WHAT THIS TASK INVOLVES: Scan the listing and work out how many lines contain the word "with". Nothing but the number should be given.

═════ WORKING DATA ═════

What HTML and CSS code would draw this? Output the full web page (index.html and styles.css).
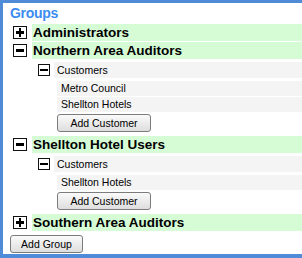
FILE: index.html
```html
<!DOCTYPE html>
<html lang="en">
<head>
  <meta charset="UTF-8" />
  <title>Groups</title>
  <link rel="stylesheet" href="styles.css">
</head>
<body>

  <div class="panel">
    <h1 class="title">Groups</h1>

    <div class="group">
      <div class="group-row">
        <span class="toggle plus"></span>
        <span class="group-name">Administrators</span>
      </div>
    </div>

    <div class="group">
      <div class="group-row">
        <span class="toggle minus"></span>
        <span class="group-name">Northern Area Auditors</span>
      </div>
      <div class="sub">
        <div class="sub-row">
          <span class="toggle small minus"></span>
          <span class="sub-name">Customers</span>
        </div>
        <ul class="items">
          <li>Metro Council</li>
          <li>Shellton Hotels</li>
        </ul>
        <button class="btn">Add Customer</button>
      </div>
    </div>

    <div class="group">
      <div class="group-row">
        <span class="toggle minus"></span>
        <span class="group-name">Shellton Hotel Users</span>
      </div>
      <div class="sub">
        <div class="sub-row">
          <span class="toggle small minus"></span>
          <span class="sub-name">Customers</span>
        </div>
        <ul class="items">
          <li>Shellton Hotels</li>
        </ul>
        <button class="btn">Add Customer</button>
      </div>
    </div>

    <div class="group">
      <div class="group-row">
        <span class="toggle plus"></span>
        <span class="group-name">Southern Area Auditors</span>
      </div>
    </div>

    <button class="btn add-group">Add Group</button>
  </div>

</body>
</html>
```

FILE: styles.css
```css
:root {
  --frame: #4f8bd6;
  --title: #3a8cf0;
  --group-bg: #d6fcd6;
  --row-bg: #f4f4f4;
  --text: #000;
}

body {
  margin: 0;
  font-family: 'Liberation Sans', Arial, sans-serif;
  color: var(--text);
  background: #fff;
}

.panel {
  height: 258px;
  box-sizing: border-box;
  border: 3px solid var(--frame);
  border-right: none;
  border-bottom-width: 4px;
  padding: 1px 0 0 7px;
  display: flex;
  flex-direction: column;
}

.title {
  margin: 0;
  height: 20px;
  font-size: 14px;
  line-height: 18px;
  letter-spacing: -0.3px;
  color: var(--title);
}

.group-row {
  display: flex;
  align-items: center;
  height: 17px;
  margin-bottom: 1px;
}

.group-row .toggle {
  margin: 0 5px 0 3px;
}

.group-name {
  flex: 1;
  align-self: stretch;
  background: var(--group-bg);
  font-weight: bold;
  font-size: 13.5px;
  line-height: 17px;
  padding-left: 1px;
}

.toggle {
  position: relative;
  width: 12px;
  height: 11px;
  border: 1px solid #111;
  background: #fff;
  flex-shrink: 0;
}

.toggle::before,
.toggle::after {
  content: '';
  position: absolute;
  background: #000;
}

.toggle::before {
  left: 2px;
  right: 2px;
  top: 4px;
  height: 3px;
}

.plus::after {
  top: 1px;
  bottom: 1px;
  left: 5px;
  width: 2px;
}

.toggle.small {
  width: 10px;
  height: 10px;
}

.toggle.small::before {
  left: 1px;
  right: 1px;
  top: 4px;
  height: 2px;
}

.sub {
  padding: 2px 0 4px 28px;
}

.sub-row {
  display: flex;
  align-items: center;
  height: 16px;
  margin-bottom: 3px;
}

.sub-row .toggle {
  margin-right: 4px;
}

.sub-name {
  flex: 1;
  align-self: stretch;
  background: var(--row-bg);
  font-size: 10.5px;
  line-height: 16px;
  padding-left: 3px;
}

.items {
  list-style: none;
  margin: 0;
  padding: 0 0 0 19px;
}

.items li {
  height: 15px;
  margin-bottom: 1px;
  background: var(--row-bg);
  font-size: 10.5px;
  line-height: 15px;
  padding-left: 4px;
}

.btn {
  display: block;
  height: 18px;
  padding: 0 10px;
  margin: 2px 0 0 19px;
  border: 1px solid #7c7c7c;
  border-radius: 3px;
  background: linear-gradient(#fafafa, #dedede);
  font-family: 'Liberation Sans', Arial, sans-serif;
  font-size: 10.5px;
  color: #000;
  width: 94px;
}

.add-group {
  margin: 3px 0 0 0;
  width: 73px;
}
```
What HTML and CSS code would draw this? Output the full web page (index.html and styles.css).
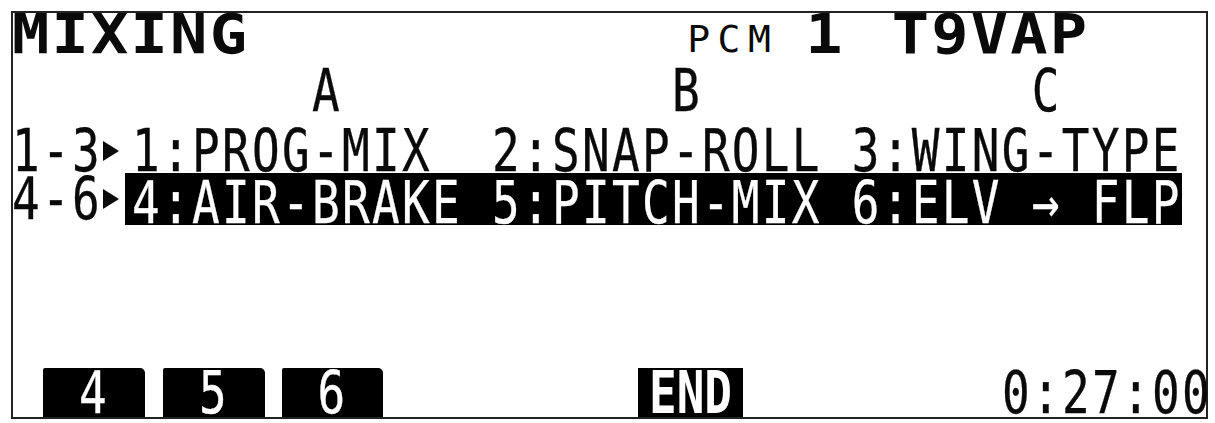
FILE: index.html
```html
<!DOCTYPE html>
<html lang="en">
<head>
<meta charset="utf-8">
<title>MIXING</title>
<link rel="stylesheet" href="styles.css">
</head>
<body>
<div class="screen">
  <div class="header">
    <span class="big title">MIXING</span>
    <span class="pcm">PCM</span>
    <span class="big num">1</span>
    <span class="big model">T9VAP</span>
  </div>
  <div class="row letters"><span class="t">          A           B           C</span></div>
  <div class="row row1"><span class="t">1-3</span><span class="tri-cell"><i class="tri"></i></span><span class="t">1:PROG-MIX  2:SNAP-ROLL 3:WING-TYPE</span></div>
  <div class="row row2"><span class="t">4-6</span><span class="tri-cell narrow"><i class="tri"></i></span><span class="band"><span class="t">4:AIR-BRAKE 5:PITCH-MIX 6:ELV → FLP</span></span></div>
  <div class="spacer"></div>
  <div class="footer">
    <span class="tab tab1"><span class="t">4</span></span>
    <span class="tab tab2"><span class="t">5</span></span>
    <span class="tab tab3"><span class="t">6</span></span>
    <span class="tab end"><span class="t">END</span></span>
    <span class="time"><span class="t">0:27:00</span></span>
  </div>
</div>
</body>
</html>
```
FILE: styles.css
```css
body {
  margin: 0;
  background: #ffffff;
}

.screen {
  margin: 11px 0 0 11px;
  width: 1197px;
  height: 408px;
  border: 2px solid #222222;
  box-sizing: border-box;
  display: flex;
  flex-direction: column;
  font-family: "DejaVu Sans Mono", monospace;
  color: #0a0a0a;
}

.header {
  display: flex;
  align-items: flex-start;
  height: 42px;
  white-space: pre;
}

.big {
  display: inline-block;
  font-weight: bold;
  font-size: 62px;
  line-height: 42px;
  height: 42px;
  transform: scaleY(0.9);
}

.title {
  letter-spacing: 2.2px;
  margin-left: -1px;
}

.pcm {
  display: inline-block;
  font-size: 38px;
  line-height: 42px;
  height: 42px;
  letter-spacing: 7.5px;
  margin-top: 5px;
  margin-left: 438px;
}

.num {
  margin-left: 27px;
}

.model {
  letter-spacing: 2.2px;
  margin-left: 49px;
}

.t {
  display: inline-block;
  white-space: pre;
  font-size: 46px;
  letter-spacing: 2.3px;
  line-height: 44px;
  height: 44px;
  transform: scaleY(1.28);
  -webkit-text-stroke: 0.25px currentColor;
}

.row {
  display: flex;
  align-items: flex-start;
  margin-left: -1px;
  box-sizing: border-box;
}

.letters {
  height: 70px;
  padding-top: 14px;
}

.row1 {
  height: 48px;
  padding-top: 4px;
}

.row2 {
  height: 52px;
  align-items: center;
}

.tri-cell {
  width: 30px;
  height: 44px;
  display: flex;
  align-items: center;
  flex-shrink: 0;
}

.tri-cell.narrow {
  width: 23px;
}

.tri {
  display: block;
  width: 0;
  height: 0;
  flex-shrink: 0;
  border-left: 16px solid #0a0a0a;
  border-top: 10px solid transparent;
  border-bottom: 10px solid transparent;
  margin-left: 1px;
}

.band {
  background: #000000;
  color: #ffffff;
  height: 52px;
  width: 1057px;
  flex-shrink: 0;
  padding: 8px 0 0 7px;
  box-sizing: border-box;
}

.spacer {
  flex: 1;
}

.footer {
  display: flex;
  align-items: flex-end;
  height: 49px;
}

.tab {
  background: #000000;
  color: #ffffff;
  height: 49px;
  width: 102px;
  display: flex;
  justify-content: center;
  align-items: center;
  border-radius: 2px 5px 0 0;
}

.tab .t {
  line-height: 38px;
  height: 38px;
}

.tab1 {
  margin-left: 30px;
}

.tab2 {
  margin-left: 18px;
}

.tab3 {
  margin-left: 17px;
  width: 101px;
}

.end {
  margin-left: 255px;
  width: 105px;
  border-radius: 0;
}

.end .t {
  font-weight: bold;
  letter-spacing: 0;
  -webkit-text-stroke: 0;
}

.time {
  margin-left: auto;
  margin-right: -6px;
  margin-bottom: 2px;
}
```
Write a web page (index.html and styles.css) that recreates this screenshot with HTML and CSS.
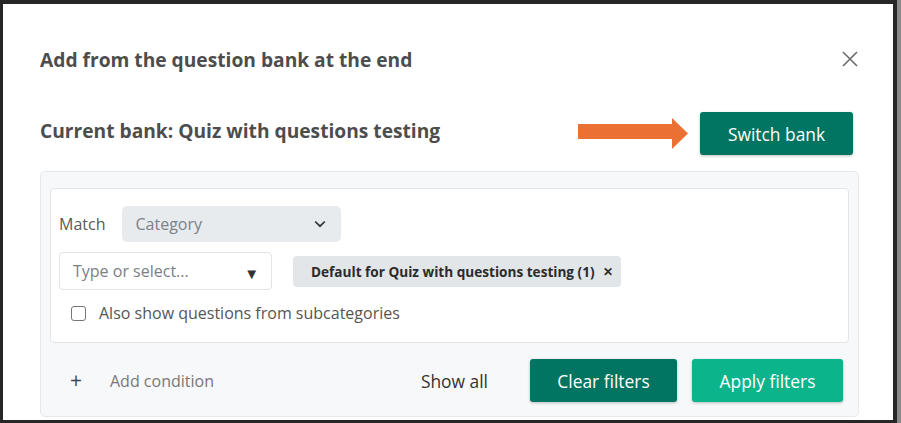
FILE: index.html
```html
<!DOCTYPE html>
<html lang="en">
<head>
    <meta charset="UTF-8">
    <meta name="viewport" content="width=device-width, initial-scale=1.0">
    <title>Add from the question bank</title>
    <link rel="stylesheet" href="styles.css">
</head>
<body>

<div class="frame">
    <div class="modal-header">
        <h5 class="modal-title">Add from the question bank at the end</h5>
        <span class="close-btn">
            <svg width="16" height="16" viewBox="0 0 16 16"><path d="M1 1 L15 15 M15 1 L1 15" stroke="#6b6b6b" stroke-width="1.6" fill="none"/></svg>
        </span>
    </div>

    <div class="bank-row">
        <h5 class="bank-title">Current bank: Quiz with questions testing</h5>
        <div class="bank-actions">
            <svg class="arrow" width="110" height="31" viewBox="0 0 110 31"><rect x="0" y="6" width="95" height="15" fill="#ea7133"/><polygon points="94,0 110,15.5 94,31" fill="#ea7133"/></svg>
            <div class="btn btn-primary btn-switch">Switch bank</div>
        </div>
    </div>

    <div class="filter-box">
        <div class="conditions">
            <div class="row">
                <span class="label">Match</span>
                <div class="select">
                    <span>Category</span>
                    <svg width="12" height="8" viewBox="0 0 12 8"><path d="M1.2 1.5 L6 6.2 L10.8 1.5" stroke="#333" stroke-width="1.7" fill="none"/></svg>
                </div>
            </div>
            <div class="row row-gap">
                <div class="autocomplete">
                    <span>Type or select...</span>
                    <span class="caret">&#9660;</span>
                </div>
                <div class="chip">Default for Quiz with questions testing (1) <span class="chip-x">&#10005;</span></div>
            </div>
            <div class="check-row">
                <span class="checkbox"></span>
                <span>Also show questions from subcategories</span>
            </div>
        </div>

        <div class="footer">
            <span class="plus">+</span>
            <span class="add-condition">Add condition</span>
            <span class="show-all">Show all</span>
            <div class="btn btn-primary btn-clear">Clear filters</div>
            <div class="btn btn-apply">Apply filters</div>
        </div>
    </div>
</div>

</body>
</html>
```

FILE: styles.css
```css
body {
    margin: 0;
    background-color: #8a8a8a;
    font-family: 'Open Sans', 'Noto Sans', sans-serif;
    color: #333;
}
.frame {
    width: 897px;
    height: 423px;
    box-sizing: border-box;
    background: #fff;
    border-top: 4px solid #262626;
    border-left: 3px solid #262626;
    border-right: 4px solid #262626;
    border-bottom: 3px solid #262626;
    padding: 40px 34px 0 37px;
    overflow: hidden;
}
.modal-header {
    display: flex;
    justify-content: space-between;
    align-items: center;
    height: 30px;
}
.modal-title,
.bank-title {
    margin: 0;
    font-size: 19.2px;
    font-weight: 700;
    color: #4d4d4d;
}
.close-btn {
    display: flex;
    margin-right: 1px;
}
.bank-row {
    display: flex;
    justify-content: space-between;
    align-items: center;
    height: 43px;
    margin-top: 38px;
}
.bank-title {
    margin-top: -6px;
}
.bank-actions {
    display: flex;
    align-items: center;
    gap: 12px;
    margin-right: 6px;
}
.btn {
    display: flex;
    align-items: center;
    justify-content: center;
    height: 43px;
    box-sizing: border-box;
    border-radius: 3px;
    color: #fff;
    font-size: 17.4px;
    box-shadow: 0 1px 3px rgba(0, 0, 0, 0.25);
}
.btn-primary {
    background: #017561;
}
.btn-switch {
    width: 153px;
}
.btn-clear {
    width: 147px;
}
.btn-apply {
    width: 151px;
    background: #0cb48b;
}
.filter-box {
    margin-top: 16px;
    background: #f7f8fa;
    border: 1px solid #e6e9ec;
    border-radius: 5px;
    padding: 16px 9px 14px 9px;
}
.conditions {
    background: #fff;
    border: 1px solid #e3e6e9;
    border-radius: 4px;
    padding: 17px 8px 18px 8px;
    font-size: 16px;
}
.row {
    display: flex;
    align-items: center;
}
.row-gap {
    margin-top: 10px;
}
.label {
    color: #5a5a5a;
    margin-right: 17px;
}
.select {
    display: flex;
    align-items: center;
    justify-content: space-between;
    width: 219px;
    height: 36px;
    box-sizing: border-box;
    padding: 0 15px 0 13px;
    background: #e8ebee;
    border-radius: 5px;
    color: #7a8187;
}
.autocomplete {
    display: flex;
    align-items: center;
    justify-content: space-between;
    width: 213px;
    height: 38px;
    box-sizing: border-box;
    padding: 0 12px 0 13px;
    border: 1px solid #e1e4e7;
    border-radius: 4px;
    color: #7a8087;
}
.caret {
    font-size: 15px;
    color: #333;
    margin-top: 3px;
}
.chip {
    display: flex;
    align-items: center;
    height: 31px;
    margin-left: 21px;
    padding: 0 8px 0 18px;
    background: #e3e6e9;
    border-radius: 4px;
    font-size: 13.6px;
    font-weight: 700;
    color: #2b2b2b;
}
.chip-x {
    margin-left: 8px;
    font-size: 12px;
}
.check-row {
    display: flex;
    align-items: center;
    height: 22px;
    margin-top: 12px;
    padding-left: 12px;
    color: #555;
}
.checkbox {
    width: 13px;
    height: 13px;
    border: 1px solid #777;
    border-radius: 3px;
    margin-right: 13px;
}
.footer {
    display: flex;
    align-items: center;
    margin-top: 16px;
    padding: 0 6px 0 20px;
    font-size: 17.4px;
}
.plus {
    font-size: 21px;
    color: #444;
    width: 40px;
    margin-top: -2px;
}
.add-condition {
    color: #777;
    font-size: 16px;
}
.show-all {
    margin-left: auto;
    margin-right: 42px;
    color: #333;
}
.footer .btn + .btn {
    margin-left: 15px;
}
```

═════

TASK ANSWER: 3